Behind this seeming calm, however, the U.S. is also awash in debt. Home values have dropped by 30%-40% and more in some locations, and we have massive levels of high-interest credit card debt. Commercial real estate, according to the Massachusetts Institute of Technology's Center for Real Estate, also has experienced a sharp decline in value, foreshadowing, some believe, a new round of problems. Bankruptcy laws can give people a fresh start, but a long, slow "jobless" recovery could force many more people to walk away from their obligations bt declaring bankruptcy, triggering more foreclosures, another housing price decline, and a second downward spiral.
America's false sense of invincibility Until this trip, I thought such a "lightning bolt" scenario highly unlikely; now I'm not so sure. The message from Iceland is that we should make sure we are doing everything we can to defuse the debt bomb before it can go off.
The U.S,, because of our inherent wealth, the stability of our political institutions and the underlying strength of our economy, is blessed—and can get away with a lot that would put other countries under. We have the largest economy in the world. We can print dollars and at least for now people throughout the world will take them—especially in a time of uncertainty.
But we shouldn't be lulled into a false sense of invincibility.

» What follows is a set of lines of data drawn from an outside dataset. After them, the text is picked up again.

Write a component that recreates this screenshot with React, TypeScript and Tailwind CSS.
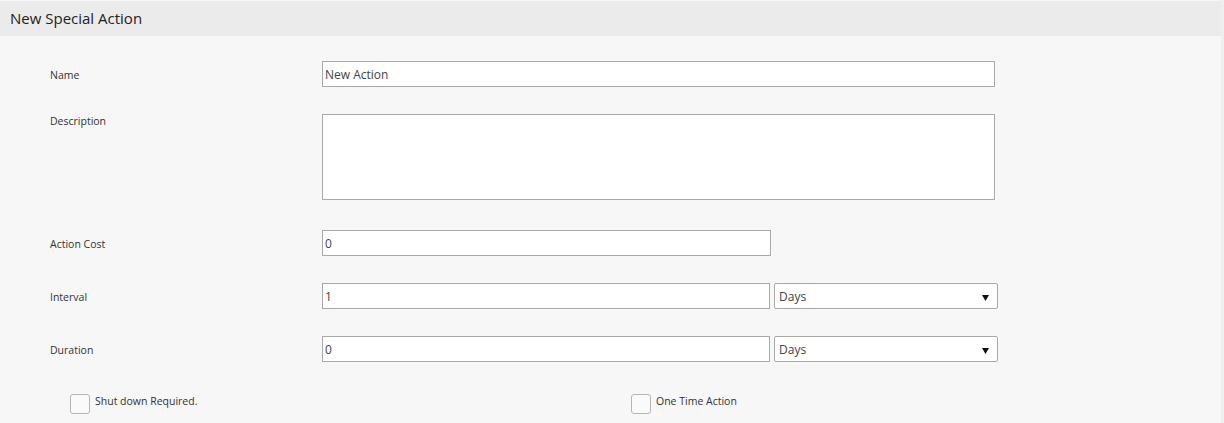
import React from 'react';

const font = { fontFamily: '"Open Sans", "Noto Sans", sans-serif' };

function Field({ value, width }: { value: string; width: string }) {
  return (
    <div
      className={`h-[26px] ${width} bg-white border border-[#a9a9a9] flex items-center pl-[2px] pt-[2px] text-[12px] text-[#444]`}
    >
      {value}
    </div>
  );
}

function Select({ value }: { value: string }) {
  return (
    <div className="h-[26px] w-[224px] ml-[4px] bg-white border border-[#a9a9a9] rounded-[2px] flex items-center justify-between pl-[4px] pr-[8px] pt-[2px] text-[12px] text-[#444]">
      <span>{value}</span>
      <svg width="7" height="7" viewBox="0 0 7 7">
        <path d="M0 1 L7 1 L3.5 7 Z" fill="#111" />
      </svg>
    </div>
  );
}

function Checkbox({ label }: { label: string }) {
  return (
    <div className="flex items-start">
      <div className="w-[20px] h-[20px] bg-[#fafafa] border border-[#b5b5b5] rounded-[3px]" />
      <span className="ml-[5px] text-[10.5px] text-[#333] leading-[15px]">{label}</span>
    </div>
  );
}

export default function App() {
  return (
    <div style={font} className="w-[1224px] h-[423px] bg-[#f7f7f7] border-r-[3px] border-[#efefef] overflow-hidden">
      <div className="h-[35px] mt-[1px] bg-[#ebebeb] flex items-center pl-[10px] text-[15px] text-[#222]">
        New Special Action
      </div>

      <div className="pl-[50px]">
        <div className="flex items-center mt-[25px]">
          <div className="w-[272px] text-[10.5px] text-[#333] pt-[4px]">Name</div>
          <Field value="New Action" width="w-[673px]" />
        </div>

        <div className="flex items-start mt-[27px]">
          <div className="w-[272px] text-[10.5px] text-[#333]">Description</div>
          <div className="h-[86px] w-[673px] bg-white border border-[#a9a9a9]" />
        </div>

        <div className="flex items-center mt-[30px]">
          <div className="w-[272px] text-[10.5px] text-[#333] pt-[4px]">Action Cost</div>
          <Field value="0" width="w-[449px]" />
        </div>

        <div className="flex items-center mt-[27px]">
          <div className="w-[272px] text-[10.5px] text-[#333] pt-[4px]">Interval</div>
          <Field value="1" width="w-[448px]" />
          <Select value="Days" />
        </div>

        <div className="flex items-center mt-[27px]">
          <div className="w-[272px] text-[10.5px] text-[#333] pt-[4px]">Duration</div>
          <Field value="0" width="w-[448px]" />
          <Select value="Days" />
        </div>

        <div className="flex mt-[32px] pl-[20px]">
          <div className="w-[561px]">
            <Checkbox label="Shut down Required." />
          </div>
          <Checkbox label="One Time Action" />
        </div>
      </div>
    </div>
  );
}
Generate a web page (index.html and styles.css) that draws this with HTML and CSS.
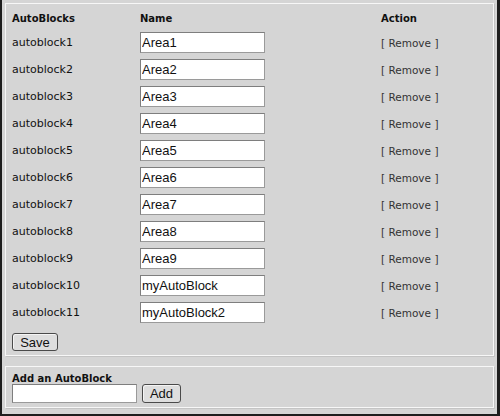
FILE: index.html
```html
<!DOCTYPE html>
<html>
<head>
<meta charset="utf-8">
<link rel="stylesheet" href="styles.css">
</head>
<body>
<div class="frame">
  <div class="panel main">
    <div class="grid">
      <div class="hd">AutoBlocks</div><div class="hd">Name</div><div class="hd">Action</div>
      <div class="lbl">autoblock1</div><div><input class="txt" value="Area1"></div><div class="act">[ Remove ]</div>
      <div class="lbl">autoblock2</div><div><input class="txt" value="Area2"></div><div class="act">[ Remove ]</div>
      <div class="lbl">autoblock3</div><div><input class="txt" value="Area3"></div><div class="act">[ Remove ]</div>
      <div class="lbl">autoblock4</div><div><input class="txt" value="Area4"></div><div class="act">[ Remove ]</div>
      <div class="lbl">autoblock5</div><div><input class="txt" value="Area5"></div><div class="act">[ Remove ]</div>
      <div class="lbl">autoblock6</div><div><input class="txt" value="Area6"></div><div class="act">[ Remove ]</div>
      <div class="lbl">autoblock7</div><div><input class="txt" value="Area7"></div><div class="act">[ Remove ]</div>
      <div class="lbl">autoblock8</div><div><input class="txt" value="Area8"></div><div class="act">[ Remove ]</div>
      <div class="lbl">autoblock9</div><div><input class="txt" value="Area9"></div><div class="act">[ Remove ]</div>
      <div class="lbl">autoblock10</div><div><input class="txt" value="myAutoBlock"></div><div class="act">[ Remove ]</div>
      <div class="lbl">autoblock11</div><div><input class="txt" value="myAutoBlock2"></div><div class="act">[ Remove ]</div>
    </div>
    <button class="btn save">Save</button>
  </div>
  <div class="panel add">
    <div class="hd addhd">Add an AutoBlock</div>
    <div class="addrow">
      <input class="txt addtxt" value="">
      <button class="btn addbtn">Add</button>
    </div>
  </div>
</div>
</body>
</html>
```

FILE: styles.css
```css
html, body {
  margin: 0;
  padding: 0;
  background: #d5d5d5;
}
.frame {
  width: 500px;
  height: 416px;
  box-sizing: border-box;
  background: #d5d5d5;
  border-left: 2px solid #1e1e1e;
  border-right: 3px solid #1e1e1e;
  border-bottom: 2px solid #1e1e1e;
  padding: 3px 3px 0 3px;
  font-family: "DejaVu Sans", Verdana, sans-serif;
  color: #111;
}
.panel {
  border: 1px solid #f7f7f7;
  box-shadow: 1px 1px 0 #c4c4c4;
}
.main {
  padding: 5px 6px 5px 6px;
  height: 353px;
  box-sizing: border-box;
}
.grid {
  display: grid;
  grid-template-columns: 128px 241px 1fr;
  grid-template-rows: 20px repeat(11, 27px);
  align-items: center;
}
.hd {
  font-weight: bold;
  font-size: 10px;
  line-height: 12px;
  color: #111;
}
.lbl {
  font-size: 11px;
  color: #111;
}
.act {
  font-size: 10.5px;
  color: #333;
}
.txt {
  display: block;
  width: 125px;
  height: 21px;
  box-sizing: border-box;
  margin: 0;
  padding: 0 1px;
  border: 1px solid #9a9a9a;
  border-top-color: #7e7e7e;
  border-left-color: #7e7e7e;
  background: #fff;
  font-family: "Liberation Sans", Arial, sans-serif;
  font-size: 13px;
  color: #111;
  outline: none;
}
.btn {
  display: block;
  margin: 0;
  padding: 0 6px;
  height: 18px;
  box-sizing: border-box;
  border: 1px solid #4a4a4a;
  border-radius: 3px;
  background: #dedede;
  box-shadow: inset 1px 1px 0 #f4f4f4;
  font-family: "Liberation Sans", Arial, sans-serif;
  font-size: 13px;
  line-height: 15px;
  color: #111;
}
.save {
  margin-top: 7px;
  width: 46px;
}
.add {
  margin-top: 10px;
  padding: 7px 6px 4px 6px;
}
.addhd {
  line-height: 10px;
}
.addrow {
  display: flex;
  gap: 5px;
}
.addtxt {
  height: 19px;
}
.addbtn {
  width: 39px;
  height: 19px;
}
```
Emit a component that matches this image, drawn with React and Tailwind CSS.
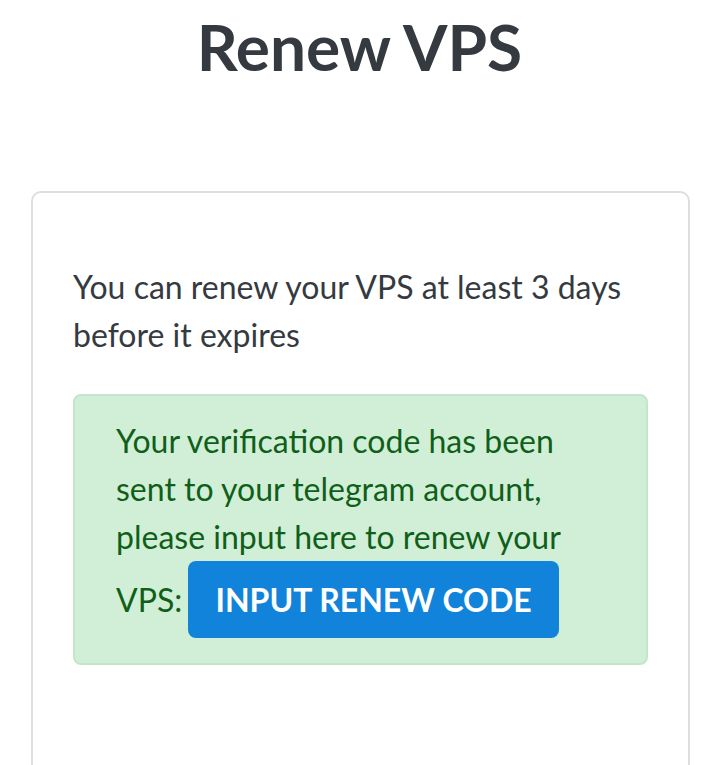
export default function App() {
  return (
    <div
      className="min-h-screen bg-white text-[#343a40]"
      style={{ fontFamily: "Lato, 'Noto Sans', sans-serif" }}
    >
      <h1 className="pt-[1px] text-center text-[64px] font-bold leading-[92px]">
        Renew VPS
      </h1>

      <div className="ml-[31px] mr-[29px] mt-[98px] min-h-[620px] rounded-[10px] border-2 border-[#dedede] px-[40px] pt-[70px]">
        <p className="text-[32px] leading-[48px]">
          You can renew your VPS at least 3 days before it expires
        </p>

        <div className="mt-[35px] rounded-[8px] border-2 border-[#c3e6cb] bg-[#d1efd6] pb-[25px] pl-[41px] pr-[41px] pt-[21px] text-[32px] leading-[48px] text-[#0f5f1a]">
          Your verification code has been sent to your telegram account, please
          input here to renew your VPS:{" "}
          <button className="ml-[-2px] inline-block rounded-[8px] bg-[#1283da] px-[27px] py-[14px] text-[32px] font-bold uppercase leading-[49px] text-white">
            Input Renew Code
          </button>
        </div>
      </div>
    </div>
  );
}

The "Great Recession" that began in December 2007, should serve as a reminder that we're not too big to fail. We need to get our house in order.
There is calm and quiet in Iceland today. All seems well. But the "house of credit cards" could soon collapse. Let that be a lesson for the U.S.: The world is too complicated for anything-goes capitalism. A free market is important. But the ability to exploit such a market—and the ready willingness of some people to do so—requires checks and balances.